Yesterday began my 10-day stay in NYC for Lincoln Center Education's Summer Forum. I'm here as a participant in Teaching Artist training, a dream I've had for many years come true. In case you're wondering, a teaching artist is "a practicing professional artist with the complementary skills, curiosities and habits of mind of an educator, who can effectively engage a wide range of people in learning experiences in, through, and about the arts."
Every since I learned what teaching artistry was, I felt called to the work. I always identified first as an artist, but I also longed to "engage a wide range of people in learning experiences in, through, and about the arts," like a teacher. This impulse to share my craft with people always seemed to be tapping me on the shoulder on the tail of each creative impulse. I liked interacting with the audience just as much as I did performing, and for me that has had many iterations--from teaching college music courses to speaking from the stage at concerts to being a guest in the public school classroom-- yet I've always wanted to stretch my skills. And so this summer, I finally get a chance to focus in, here with the folks who I believe do it best.
Yesterday morning's session began with a welcome and keynote by the Excecutive VP of Lincoln Center Education, Community Engagement, and International, Russell Granet. He had quite a lot of inspiring things to share, but the thing I found myself thinking at the end of a wonderful first day, was the question he asked all of us: "Why are you here?"
Now, if you've read the paragraphs above you might think you know the answer to this question for me (indeed I thought I knew it myself), but after ruminating, I have a more complex answer. I am here to deepen my teaching artist practice, for sure, but coming back to NYC, coming back to Juilliard, to open myself up again to inspiration, to be vulnerable enough for growth, that something that hasn't always seemed possible.
There aren't very many places in the world where the architecture truly captures the spirit of a place, like it does at Juilliard. Upon entering you're met immediately with a seemingly impenetrable staircase. This last hurdle, a treacherously steep uneven Tetris game gone awry, reminded me poignantly everyday what hard work was to get there. (It never occurred to me to take the elevator!) Like so many students there, I felt like an imposter. I'd somehow snuck in under the radar and my main goal was to make sure no one found out I was a fake. I approached the whole experience with trepidation and fear. This fear, which turned into despair, poisoned every aspect of my life during those years--starving myself down to a size 2, compulsive exercise, regularly pulling all nighters studying and practicing, unhealthy relationships. I believe this was not triggered by one specific person or experience, but a conglomeration of all my years of perfectionism reaching fever pitch in a city who's perfection triggers never sleep. Looking back on it now, I'm amazed I managed as well as I did in that state.
I've been back on campus numerous times since those days, but somehow being here in my old classrooms for an extended period of time for this workshop, perhaps because I'm happier, healthier, and more joyful than ever--it redeems those rough years for me.

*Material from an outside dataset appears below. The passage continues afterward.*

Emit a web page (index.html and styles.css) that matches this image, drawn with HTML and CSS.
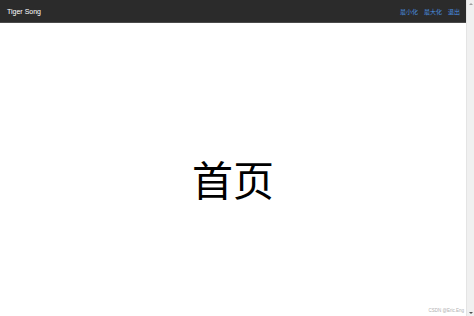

It might seem odd to say it, but today I found myself remembering the master classes that took place in the room we were in, and now almost for the first time, being able to process and learn the lessons that those teachers were trying to share all those years ago.
They had fallen on deaf ears before, because when you are that scared of failure, learning is not possible.
I'm indescribably grateful for these opportunities--to have studied here and to be back. My journey wasn't easy, but it was meaningful. And I wouldn't be where I am today without that experience.
I am here to relish learning and music-making in these hallowed halls like I was never able to before.
I'm here to share my story so that someone else who may feel this way won't feel alone.
I'm here to absorb every ounce of teaching artist training I can get, because this work opens me to a special kind of joy that both the world and I sorely need.
Have you thought about why you're here? (Wherever that may be.) Are you able to be vulnerable enough to learn? Courageous enough to see yourself honestly? Joyful enough to repurpose your pain into growth? I hope so.